Monday, October 22, 2012

Sketchy Shadows from SketchUp Models

Last week at Basecamp we ran into a lot of people who were interested in NPR renderings.

I took an NPR example of a church from a SketchUcation thread (  and ran it through our Soft Shadows and Sketchy Shadows stuff since it makes a good example of Sketchy Shadows from our NprTools add-on.

Here is the Church, in SketchUp, with a Sketchy Edges style - the shadows sometimes seem harsh with Sketchy Edges:

We then create a "soft Shadow" image:

This is not as much "rocket science" as we like to pretend. What we do is change the date and time, save several shadow images, and then merge them all together. You can get a smoother soft-shadows image by requesting more intermediate shadow images. However, for Sketchy Shadows - the next image - it actually works better with a coarser soft-shadows image.

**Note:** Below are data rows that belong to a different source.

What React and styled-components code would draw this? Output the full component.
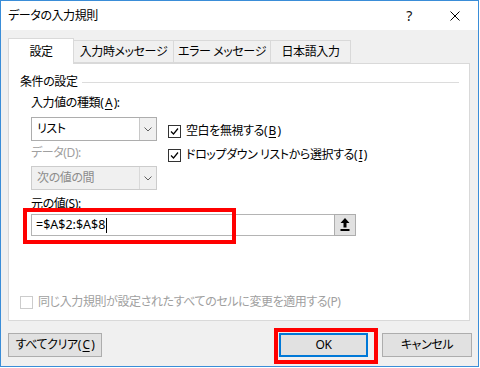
import styled, { createGlobalStyle } from "styled-components";

const Global = createGlobalStyle`
  html, body {
    margin: 0;
    padding: 0;
    background: #ffffff;
  }
  body {
    font-family: "Noto Sans", "Noto Sans CJK JP", sans-serif;
    font-size: 12px;
    line-height: 16px;
    color: #000;
    font-feature-settings: "palt";
    letter-spacing: -0.4px;
  }
`;

const Window = styled.div`
  width: 479px;
  height: 367px;
  box-sizing: border-box;
  border: 1px solid #3a8dd8;
  display: flex;
  flex-direction: column;
  background: #f0f0f0;
`;

const TitleBar = styled.div`
  height: 29px;
  background: #fff;
  display: flex;
  align-items: center;
  padding-left: 7px;
`;

const Title = styled.div`
  flex: 1;
  font-size: 12px;
`;

const TitleButton = styled.div`
  width: 46px;
  height: 29px;
  display: flex;
  align-items: center;
  justify-content: center;
  font-size: 14px;
  color: #111;
`;

const Body = styled.div`
  flex: 1;
  padding: 8px 8px 0 7px;
  display: flex;
  flex-direction: column;
`;

const Tabs = styled.div`
  display: flex;
  align-items: flex-end;
  height: 26px;
  position: relative;
  z-index: 1;
  margin-bottom: -1px;
`;

const Tab = styled.div`
  box-sizing: border-box;
  width: ${({ w }) => w}px;
  height: ${({ active }) => (active ? 26 : 23)}px;
  margin-bottom: ${({ active }) => (active ? 0 : 1)}px;
  background: ${({ active }) => (active ? "#fff" : "#f0f0f0")};
  border: 1px solid #d9d9d9;
  border-bottom: ${({ active }) => (active ? "none" : "1px solid #d9d9d9")};
  border-left: ${({ first }) => (first ? "1px solid #d9d9d9" : "none")};
  display: flex;
  align-items: center;
  justify-content: center;
  padding-top: ${({ active }) => (active ? 1 : 0)}px;
  white-space: nowrap;
`;

const Panel = styled.div`
  box-sizing: border-box;
  height: 258px;
  background: #fff;
  border: 1px solid #d9d9d9;
  padding: 10px 10px 6px 11px;
  display: flex;
  flex-direction: column;
`;

const GroupHeader = styled.div`
  display: flex;
  align-items: center;
  height: 16px;
`;

const GroupLine = styled.div`
  flex: 1;
  height: 1px;
  background: #dcdcdc;
  margin-left: 4px;
`;

const GroupContent = styled.div`
  margin-left: 11px;
  margin-top: 5px;
  display: flex;
  flex-direction: column;
`;

const Columns = styled.div`
  display: flex;
  gap: 11px;
`;

const LeftColumn = styled.div`
  width: 126px;
  display: flex;
  flex-direction: column;
`;

const RightColumn = styled.div`
  display: flex;
  flex-direction: column;
  padding-top: 24px;
`;

const Label = styled.div`
  height: 16px;
  color: ${({ disabled }) => (disabled ? "#a0a0a0" : "#000")};
  margin-top: ${({ mt }) => mt || 0}px;
`;

const Combo = styled.div`
  box-sizing: border-box;
  height: ${({ h }) => h}px;
  margin-top: ${({ mt }) => mt}px;
  display: flex;
  border: 1px solid ${({ disabled }) => (disabled ? "#cccccc" : "#adadad")};
  background: ${({ disabled }) => (disabled ? "#f0f0f0" : "#fff")};
  color: ${({ disabled }) => (disabled ? "#8c8c8c" : "#000")};
`;

const ComboText = styled.div`
  flex: 1;
  display: flex;
  align-items: center;
  padding-left: 5px;
`;

const ComboArrow = styled.div`
  width: 16px;
  border-left: 1px solid ${({ disabled }) => (disabled ? "#d9d9d9" : "#c8c8c8")};
  background: #f0f0f0;
  display: flex;
  align-items: center;
  justify-content: center;
`;

const CheckRow = styled.div`
  height: 24px;
  display: flex;
  align-items: center;
  gap: 5px;
  white-space: nowrap;
  color: ${({ disabled }) => (disabled ? "#a0a0a0" : "#000")};
`;

const Box = styled.div`
  box-sizing: border-box;
  width: 13px;
  height: 13px;
  flex: none;
  border: 1px solid ${({ disabled }) => (disabled ? "#cccccc" : "#333")};
  background: #fff;
  display: flex;
  align-items: center;
  justify-content: center;
`;

const SourceRow = styled.div`
  position: relative;
  margin-top: 2px;
  width: 325px;
  height: 22px;
  display: flex;
`;

const SourceInput = styled.div`
  box-sizing: border-box;
  flex: 1;
  border: 1px solid #b4b4b4;
  border-right: none;
  display: flex;
  align-items: center;
  padding-left: 4px;
  font-size: 12.5px;
  letter-spacing: 0;
`;

const Caret = styled.span`
  display: inline-block;
  width: 1px;
  height: 15px;
  background: #000;
  margin-left: 1px;
`;

const PickButton = styled.div`
  box-sizing: border-box;
  width: 22px;
  height: 22px;
  border: 1px solid #adadad;
  background: #e1e1e1;
  display: flex;
  align-items: center;
  justify-content: center;
`;

const Highlight = styled.div`
  position: absolute;
  box-sizing: border-box;
  border: 4px solid #ff0000;
  left: ${({ x }) => x}px;
  top: ${({ y }) => y}px;
  width: ${({ w }) => w}px;
  height: ${({ h }) => h}px;
  pointer-events: none;
`;

const PanelBottom = styled.div`
  margin-top: auto;
`;

const Footer = styled.div`
  display: flex;
  padding-top: 12px;
  margin-right: -2px;
`;

const Button = styled.div`
  position: relative;
  box-sizing: border-box;
  width: ${({ w }) => w}px;
  height: 24px;
  margin-left: ${({ ml }) => ml || 0}px;
  background: #e1e1e1;
  border: 1px solid ${({ primary }) => (primary ? "#0078d7" : "#adadad")};
  box-shadow: ${({ primary }) => (primary ? "inset 0 0 0 1px #0078d7" : "none")};
  display: flex;
  align-items: center;
  justify-content: center;
  white-space: nowrap;
`;

const Key = styled.span`
  text-decoration: underline;
  text-underline-offset: 2px;
  margin: 0 1.5px;
`;

const Spacer = styled.div`
  flex: 1;
`;

function Chevron() {
  return (
    <svg width="8" height="5" viewBox="0 0 8 5">
      <path d="M0.5 0.5 L4 4 L7.5 0.5" fill="none" stroke="#606060" strokeWidth="1" />
    </svg>
  );
}

function Check() {
  return (
    <svg width="11" height="11" viewBox="0 0 11 11">
      <path d="M2 5.5 L4.5 8 L9 2.5" fill="none" stroke="#000" strokeWidth="1.2" />
    </svg>
  );
}

function CloseIcon() {
  return (
    <svg width="10" height="10" viewBox="0 0 10 10">
      <path d="M0.5 0.5 L9.5 9.5 M9.5 0.5 L0.5 9.5" stroke="#000" strokeWidth="1" />
    </svg>
  );
}

function UploadIcon() {
  return (
    <svg width="10" height="14" viewBox="0 0 10 14">
      <polygon points="5,0 9.5,5 6.5,5 6.5,9.5 3.5,9.5 3.5,5 0.5,5" fill="#000" />
      <rect x="0.5" y="11" width="9" height="2" fill="#000" />
    </svg>
  );
}

export default function App() {
  return (
    <>
      <Global />
      <Window>
        <TitleBar>
          <Title>データの入力規則</Title>
          <TitleButton>?</TitleButton>
          <TitleButton>
            <CloseIcon />
          </TitleButton>
        </TitleBar>
        <Body>
          <Tabs>
            <Tab active first w={66}>設定</Tab>
            <Tab w={100}>入力時メッセージ</Tab>
            <Tab w={97}>エラー メッセージ</Tab>
            <Tab w={80}>日本語入力</Tab>
          </Tabs>
          <Panel>
            <GroupHeader>
              条件の設定
              <GroupLine />
            </GroupHeader>
            <GroupContent>
              <Columns>
                <LeftColumn>
                  <Label>
                    入力値の種類(<Key>A</Key>):
                  </Label>
                  <Combo h={24} mt={6}>
                    <ComboText>リスト</ComboText>
                    <ComboArrow>
                      <Chevron />
                    </ComboArrow>
                  </Combo>
                  <Label disabled mt={4}>
                    データ(D):
                  </Label>
                  <Combo disabled h={24} mt={5}>
                    <ComboText>次の値の間</ComboText>
                    <ComboArrow disabled>
                      <Chevron />
                    </ComboArrow>
                  </Combo>
                </LeftColumn>
                <RightColumn>
                  <CheckRow>
                    <Box>
                      <Check />
                    </Box>
                    <span>
                      空白を無視する(<Key>B</Key>)
                    </span>
                  </CheckRow>
                  <CheckRow>
                    <Box>
                      <Check />
                    </Box>
                    <span>
                      ドロップダウン リストから選択する(<Key>I</Key>)
                    </span>
                  </CheckRow>
                </RightColumn>
              </Columns>
              <Label mt={6}>元の値(S):</Label>
              <SourceRow>
                <SourceInput>
                  =$A$2:$A$8
                  <Caret />
                </SourceInput>
                <PickButton>
                  <UploadIcon />
                </PickButton>
                <Highlight x={-8} y={-6} w={213} h={36} />
              </SourceRow>
            </GroupContent>
            <PanelBottom>
              <CheckRow disabled>
                <Box disabled />
                <span>同じ入力規則が設定されたすべてのセルに変更を適用する(P)</span>
              </CheckRow>
            </PanelBottom>
          </Panel>
          <Footer>
            <Button w={94}>
              すべてクリア(<Key>C</Key>)
            </Button>
            <Spacer />
            <Button primary w={89}>
              OK
              <Highlight x={-6} y={-6} w={104} h={36} />
            </Button>
            <Button w={90} ml={14}>
              キャンセル
            </Button>
          </Footer>
        </Body>
      </Window>
    </>
  );
}
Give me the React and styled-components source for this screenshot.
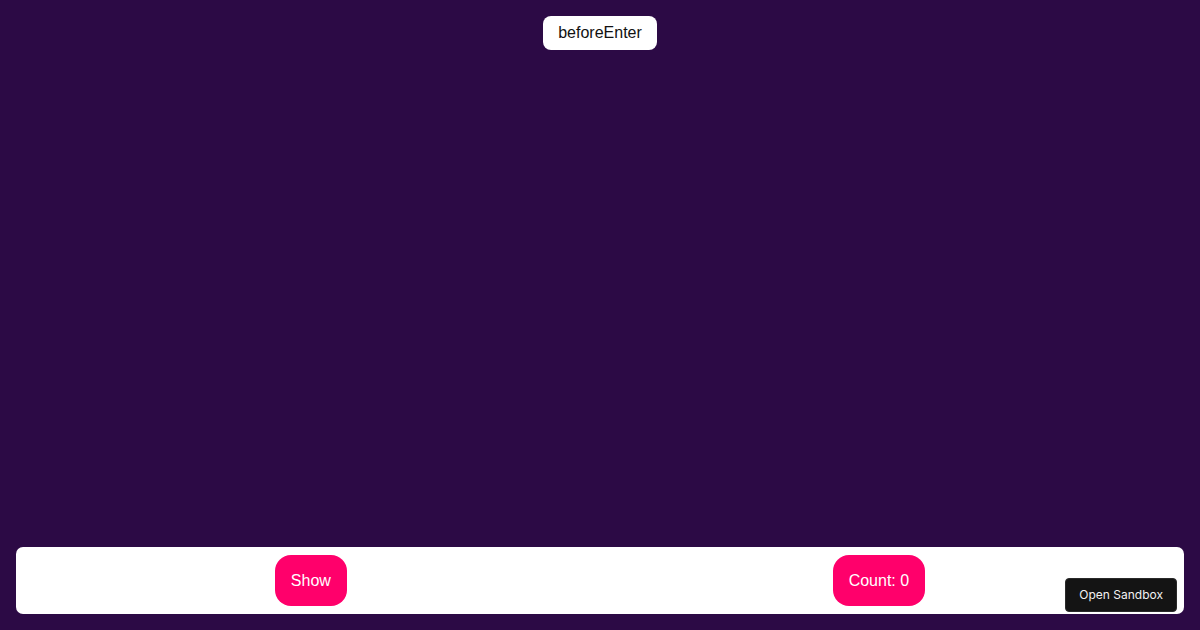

This next part, Sketchy Shadows part, was pretty clever, (I think at least). We replaced all the materials in the entire model with a sketchy hatch pattern, saved that images as well and then blended it with the soft shadows image to create a Sketchy shadows effect.

Note how that placing the sketchy pattern materal on the SketchUp model causes the hatch lines to be at different angles for different surface planes. You can get a similar sketchy shadow effect just using a watermark applied over the image. But I think that having the hatch patterns at different angles makes a better effect.

Here a zoom of part of the image so you can see the pattern better:

Here is the model with hatch on all surfaces which was then merged with the shadow images. (This is pretty ugly, but I included it for people who want to try something like this themselves.) We actually made two of these images - with the hatch patterns in different directions and then merged them, based on the intensity of the soft shadows image to achieve the cross-hatch vs single line hatch cross-over in the final image.